Front-end source files
▶

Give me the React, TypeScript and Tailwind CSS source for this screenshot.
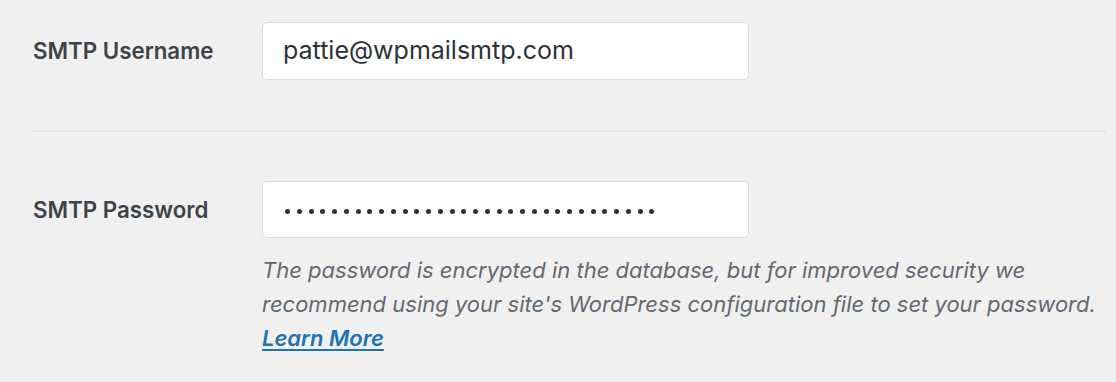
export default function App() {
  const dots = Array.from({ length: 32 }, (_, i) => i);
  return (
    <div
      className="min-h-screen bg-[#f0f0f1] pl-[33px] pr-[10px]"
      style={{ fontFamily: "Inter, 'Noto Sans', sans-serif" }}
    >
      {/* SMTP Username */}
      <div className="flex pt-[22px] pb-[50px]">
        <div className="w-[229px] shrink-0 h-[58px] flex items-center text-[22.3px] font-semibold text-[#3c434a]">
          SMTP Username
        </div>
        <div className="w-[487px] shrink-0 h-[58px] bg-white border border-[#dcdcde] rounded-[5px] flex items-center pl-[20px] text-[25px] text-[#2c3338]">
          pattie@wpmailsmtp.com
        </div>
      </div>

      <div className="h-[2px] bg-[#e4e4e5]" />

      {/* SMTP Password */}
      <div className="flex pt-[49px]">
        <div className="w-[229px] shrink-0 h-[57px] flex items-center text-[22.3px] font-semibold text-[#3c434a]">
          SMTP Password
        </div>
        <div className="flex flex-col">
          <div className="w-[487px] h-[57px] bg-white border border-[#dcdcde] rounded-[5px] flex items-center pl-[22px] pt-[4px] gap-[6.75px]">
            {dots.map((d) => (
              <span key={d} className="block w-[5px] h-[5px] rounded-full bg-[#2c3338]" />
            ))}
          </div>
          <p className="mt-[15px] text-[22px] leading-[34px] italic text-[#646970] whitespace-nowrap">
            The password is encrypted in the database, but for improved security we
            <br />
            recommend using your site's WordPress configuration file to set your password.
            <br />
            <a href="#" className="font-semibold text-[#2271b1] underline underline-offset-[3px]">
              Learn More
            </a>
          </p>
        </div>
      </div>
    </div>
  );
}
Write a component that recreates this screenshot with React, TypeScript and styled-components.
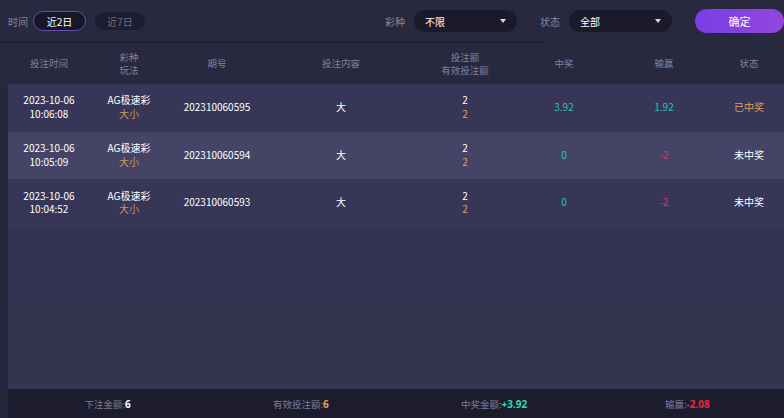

◀

▶ **TASK DETAILS**
Every record above should be written out again without change, except that the pictures are left out.

▶ **COMPLETE OUTPUT**
Give me the React, TypeScript and Tailwind CSS source for this screenshot.
export default function App() {
  const dots = Array.from({ length: 32 }, (_, i) => i);
  return (
    <div
      className="min-h-screen bg-[#f0f0f1] pl-[33px] pr-[10px]"
      style={{ fontFamily: "Inter, 'Noto Sans', sans-serif" }}
    >
      {/* SMTP Username */}
      <div className="flex pt-[22px] pb-[50px]">
        <div className="w-[229px] shrink-0 h-[58px] flex items-center text-[22.3px] font-semibold text-[#3c434a]">
          SMTP Username
        </div>
        <div className="w-[487px] shrink-0 h-[58px] bg-white border border-[#dcdcde] rounded-[5px] flex items-center pl-[20px] text-[25px] text-[#2c3338]">
          pattie@wpmailsmtp.com
        </div>
      </div>

      <div className="h-[2px] bg-[#e4e4e5]" />

      {/* SMTP Password */}
      <div className="flex pt-[49px]">
        <div className="w-[229px] shrink-0 h-[57px] flex items-center text-[22.3px] font-semibold text-[#3c434a]">
          SMTP Password
        </div>
        <div className="flex flex-col">
          <div className="w-[487px] h-[57px] bg-white border border-[#dcdcde] rounded-[5px] flex items-center pl-[22px] pt-[4px] gap-[6.75px]">
            {dots.map((d) => (
              <span key={d} className="block w-[5px] h-[5px] rounded-full bg-[#2c3338]" />
            ))}
          </div>
          <p className="mt-[15px] text-[22px] leading-[34px] italic text-[#646970] whitespace-nowrap">
            The password is encrypted in the database, but for improved security we
            <br />
            recommend using your site's WordPress configuration file to set your password.
            <br />
            <a href="#" className="font-semibold text-[#2271b1] underline underline-offset-[3px]">
              Learn More
            </a>
          </p>
        </div>
      </div>
    </div>
  );
}
Write a component that recreates this screenshot with React, TypeScript and styled-components.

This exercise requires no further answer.